One of my favorite television programs is "The West Wing."  In one episode the President has been shot and the senior military advisors are worried that a foreign enemy might try to take advantage of the moment.  When the military men ask the White House Chief of Staff what message the United States government should send out, the actor, the late John Spenser thinks for a second and says, "Don't mess with us tonight."

"Don't mess with us" was just what I was thinking when I visited the museum at Barksdale Air Force Base.  East of Bossier City, Barksdale is the home of the Eighth Air Force.  The slogan of the museum is "Come see the Might in the Mighty Eighth."

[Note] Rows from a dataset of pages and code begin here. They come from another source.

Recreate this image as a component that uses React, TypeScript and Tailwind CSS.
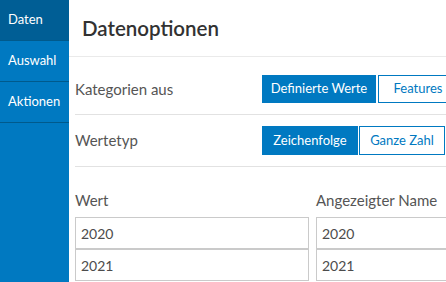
import React from "react";

const font = { fontFamily: "Lato, 'Open Sans', sans-serif" };

function SideItem({ label, active }: { label: string; active?: boolean }) {
  return (
    <div
      className={`h-[41px] flex items-center pl-[8px] text-[13px] text-white border-b border-[#005a8c] ${
        active ? "bg-[#005e95]" : "bg-[#0079c1]"
      }`}
    >
      {label}
    </div>
  );
}

function Seg({ label, active, w }: { label: string; active?: boolean; w: string }) {
  return (
    <div
      className={`${w} h-full shrink-0 flex items-center justify-center text-[13px] ${
        active ? "bg-[#0079c1] text-white" : "bg-white text-[#0079c1] border border-[#0079c1]"
      }`}
    >
      {label}
    </div>
  );
}

function Input({ value }: { value: string }) {
  return (
    <div className="h-[32px] border border-[#cacaca] flex items-center pl-[5px] text-[14px] text-[#4c4c4c] bg-white">
      {value}
    </div>
  );
}

export default function App() {
  return (
    <div className="w-[446px] h-[282px] flex overflow-hidden bg-white" style={font}>
      <div className="w-[69px] shrink-0 h-full bg-[#0079c1]">
        <SideItem label="Daten" active />
        <SideItem label="Auswahl" />
        <SideItem label="Aktionen" />
      </div>
      <div className="flex-1 min-w-0 overflow-hidden">
        <div className="h-[57px] border-b border-[#eaeaea] flex items-center pl-[13px] text-[20.5px] font-semibold text-[#323232]">
          Datenoptionen
        </div>
        <div className="pl-[6px]">
          <div className="flex items-center pt-[18px] pb-[11px] border-b border-[#e2e2e2]">
            <div className="w-[187px] shrink-0 text-[15px] text-[#555555]">Kategorien aus</div>
            <div className="flex h-[28px] gap-[2px]">
              <Seg label="Definierte Werte" active w="w-[114px]" />
              <Seg label="Features" w="w-[80px]" />
            </div>
          </div>
          <div className="flex items-center pt-[11px] pb-[11px] border-b border-[#e2e2e2]">
            <div className="w-[187px] shrink-0 text-[15px] text-[#555555]">Wertetyp</div>
            <div className="flex h-[29px] gap-[1px]">
              <Seg label="Zeichenfolge" active w="w-[96px]" />
              <Seg label="Ganze Zahl" w="w-[86px]" />
            </div>
          </div>
          <div className="flex gap-[7px] pt-[24px]">
            <div className="w-[234px] shrink-0">
              <div className="h-[18px] mb-[8px] text-[15px] text-[#555555] leading-[18px]">Wert</div>
              <Input value="2020" />
              <Input value="2021" />
            </div>
            <div className="w-[234px] shrink-0">
              <div className="h-[18px] mb-[8px] text-[15px] text-[#555555] leading-[18px]">Angezeigter Name</div>
              <Input value="2020" />
              <Input value="2021" />
            </div>
          </div>
        </div>
      </div>
    </div>
  );
}
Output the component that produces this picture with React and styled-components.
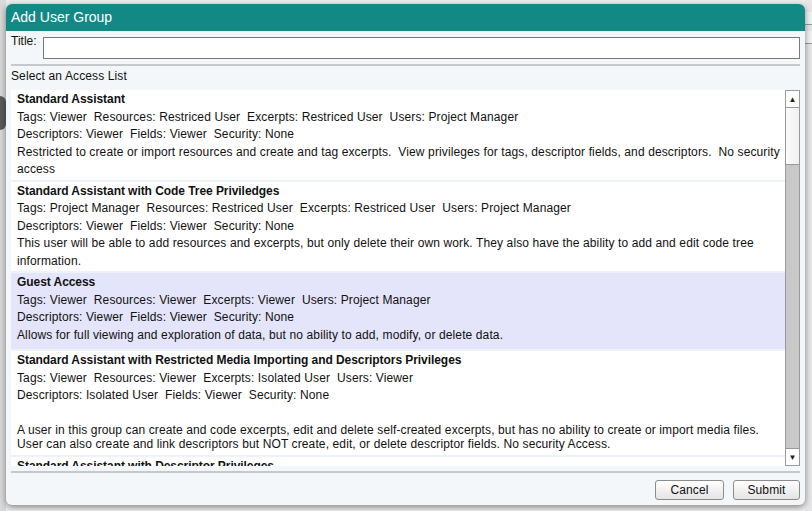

"Mighty" indeed.  Dozens of airplanes sit on several acres of land beyond the visitor center.  Old ones and modern models, the display of weaponry is fearsome.  The motors are silent now.  I hear no vibration or roar.

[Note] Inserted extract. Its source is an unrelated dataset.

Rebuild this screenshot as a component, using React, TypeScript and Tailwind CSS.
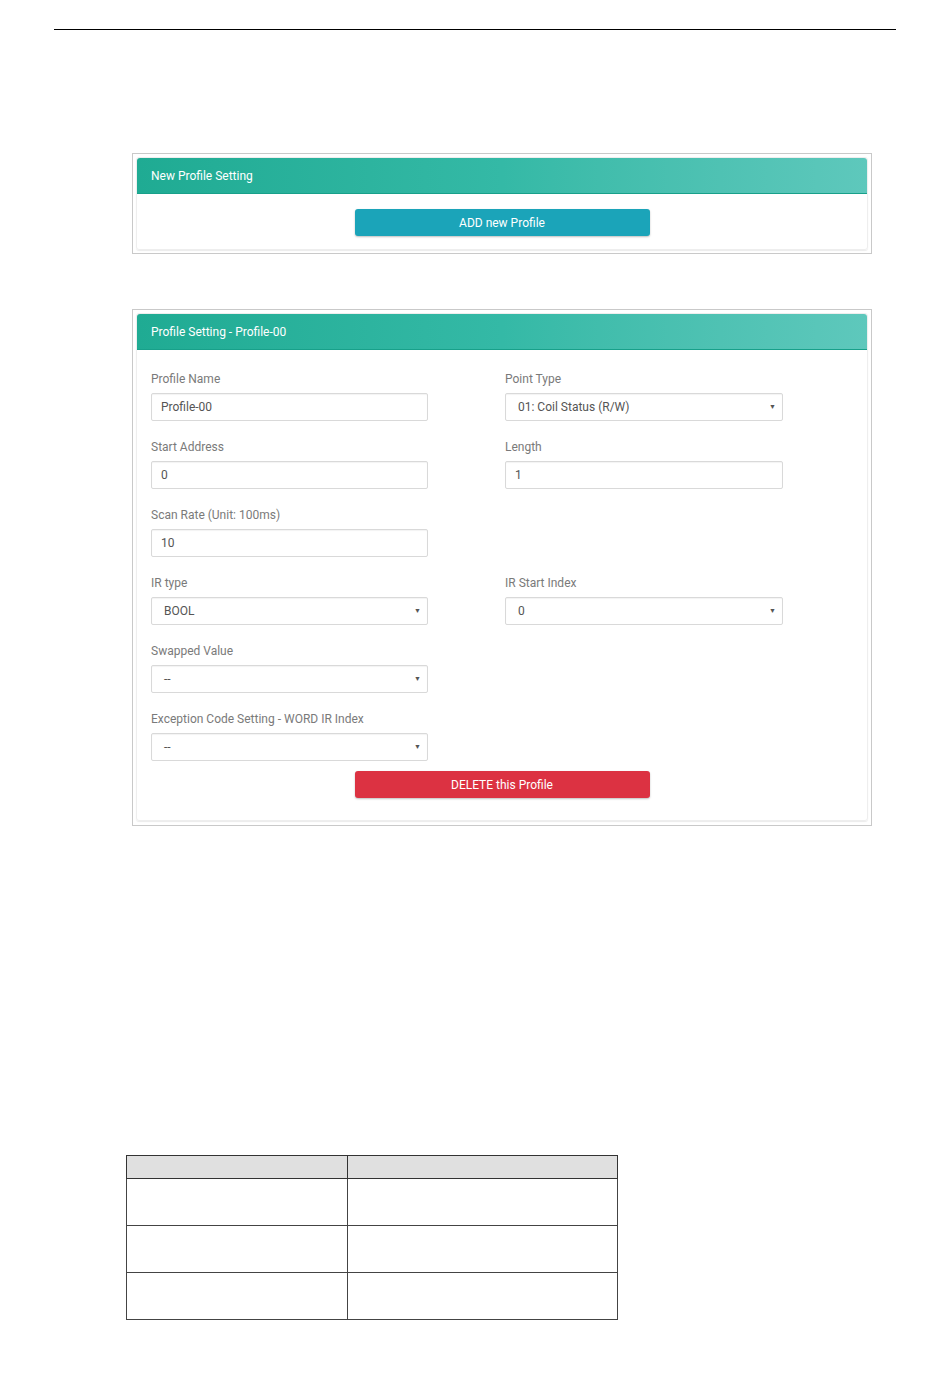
import React from 'react'

const font = { fontFamily: 'Roboto, "Liberation Sans", sans-serif' }

function Header({ title }: { title: string }) {
  return (
    <div className="h-[36px] flex items-center px-[14px] rounded-t-[3px] bg-gradient-to-r from-[#1fab93] via-[#34b9a6] to-[#5ec8bc] text-white text-[12px] border-b border-[#18a08a]">
      {title}
    </div>
  )
}

function Field({ label, value, select }: { label: string; value: string; select?: boolean }) {
  return (
    <div className="flex flex-col">
      <label className="h-[16px] leading-[16px] text-[12px] text-[#7a7a7a]">{label}</label>
      <div className="mt-[6px] h-[28px] border border-[#d9d9d9] rounded-[2px] shadow-[inset_0_1px_1px_rgba(0,0,0,0.05)] flex items-center justify-between pl-[9px] pr-[6px] text-[12px] text-[#555]">
        <span className={select ? 'pl-[3px]' : ''}>{value}</span>
        {select && <span className="text-[7px] text-[#555]">▼</span>}
      </div>
    </div>
  )
}

function Empty() {
  return <div />
}

export default function App() {
  return (
    <div className="bg-white min-h-[1378px] pt-[29px] pb-[60px]" style={font}>
      <div className="mx-[54px] border-t border-black" />

      {/* new profile */}
      <div className="ml-[132px] w-[740px] mt-[123px] border border-[#c9c9c9] pt-[3px] px-[3px] pb-[3px]">
        <div className="border border-[#eeeeee] rounded-[3px] shadow-[0_1px_1px_rgba(0,0,0,0.08)]">
          <Header title="New Profile Setting" />
          <div className="flex justify-center pt-[15px] pb-[13px]">
            <button className="w-[295px] h-[27px] rounded-[3px] bg-[#1ba4b9] text-white text-[12px] shadow-[0_1px_2px_rgba(0,0,0,0.25)]">
              ADD new Profile
            </button>
          </div>
        </div>
      </div>

      {/* profile 00 */}
      <div className="ml-[132px] w-[740px] mt-[55px] border border-[#c9c9c9] pt-[3px] px-[3px] pb-[4px]">
        <div className="border border-[#eeeeee] rounded-[3px] shadow-[0_1px_1px_rgba(0,0,0,0.08)]">
          <Header title="Profile Setting - Profile-00" />
          <div className="pt-[21px] px-[14px] pb-[22px]">
            <div className="grid grid-cols-[277px_278px] gap-x-[77px] gap-y-[18px]">
              <Field label="Profile Name" value="Profile-00" />
              <Field label="Point Type" value="01: Coil Status (R/W)" select />
              <Field label="Start Address" value="0" />
              <Field label="Length" value="1" />
              <Field label="Scan Rate (Unit: 100ms)" value="10" />
              <Empty />
              <Field label="IR type" value="BOOL" select />
              <Field label="IR Start Index" value="0" select />
              <Field label="Swapped Value" value="--" select />
              <Empty />
              <Field label="Exception Code Setting - WORD IR Index" value="--" select />
              <Empty />
            </div>
            <div className="flex justify-center mt-[10px]">
              <button className="w-[295px] h-[27px] rounded-[3px] bg-[#dc3242] text-white text-[12px] shadow-[0_1px_2px_rgba(0,0,0,0.25)]">
                DELETE this Profile
              </button>
            </div>
          </div>
        </div>
      </div>

      {/* table */}
      <table className="ml-[126px] mt-[329px] w-[492px] border-collapse">
        <thead>
          <tr className="h-[23px] bg-[#e0e0e0]">
            <th className="w-[221px] border-[1.5px] border-[#333]"></th>
            <th className="border-[1.5px] border-[#333]"></th>
          </tr>
        </thead>
        <tbody>
          {[0, 1, 2].map((i) => (
            <tr key={i} className="h-[47px]">
              <td className="border-[1.5px] border-[#444]"></td>
              <td className="border-[1.5px] border-[#444]"></td>
            </tr>
          ))}
        </tbody>
      </table>
    </div>
  )
}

I never served nor do I have any affiliation, association or experience with the armed forces.  My friends who served tell their "war stories" to their comrades.  So like the rest of us civilians, can I have any sense at all of what it is like to be a marine, a soldier, an airman, or a sailor, and to man a weapon and unleash its firepower?

"The Terrible Hours" by Peter Maas ("Serpico" and "The Valachi Papers") tells the story of the naval officer credited with the greatest submarine rescue in history.  That officer was Charles "Swede" Momsen, a Lieutenant Commander in the United States Navy.  In the 1920's after he witnessed the horror of all hands lost with their irretrievably sunken submarines, Swede Momsen set a personal course to develop rescue technology.  Despite the hidebound naval hierarchy and the stifling bureaucracy, Momsen developed a diving bell capable of bringing sailors from a disabled sub back to the ocean's surface.  Then, in 1939, when disaster struck the submarine Squalus off the coast of New England and America's newest submarine sank in 250 feet of water, Momsen and his team of divers miraculously saved the lives of thirty-three crew.

Peter Mass describes Commander Momsen as an indefatigable scientist and an irrepressible visionary.  To me he is also one of the many millions of our "don't mess with us" military men and women.  I think about them as I photograph the parade of retired airplanes at Barksdale. The designers and engineers, the maintenance personnel and the controllers, the pilots, navigators, gunners and bombardiers,the devoted professionals who serve and defend.

For me, for the first time, awe is what I am feeling.  And respect.  And pride.

Two years ago I met "Lucky" in North Thailand.  He is a retired American soldier with a huge bullet-hole gash in his thigh.  He was shot in Bosnia, and is "lucky" to be alive.  We had a beer together and a couple of laughs.  I hope I meet Lucky again.  I'd like to tell him about my new feelings.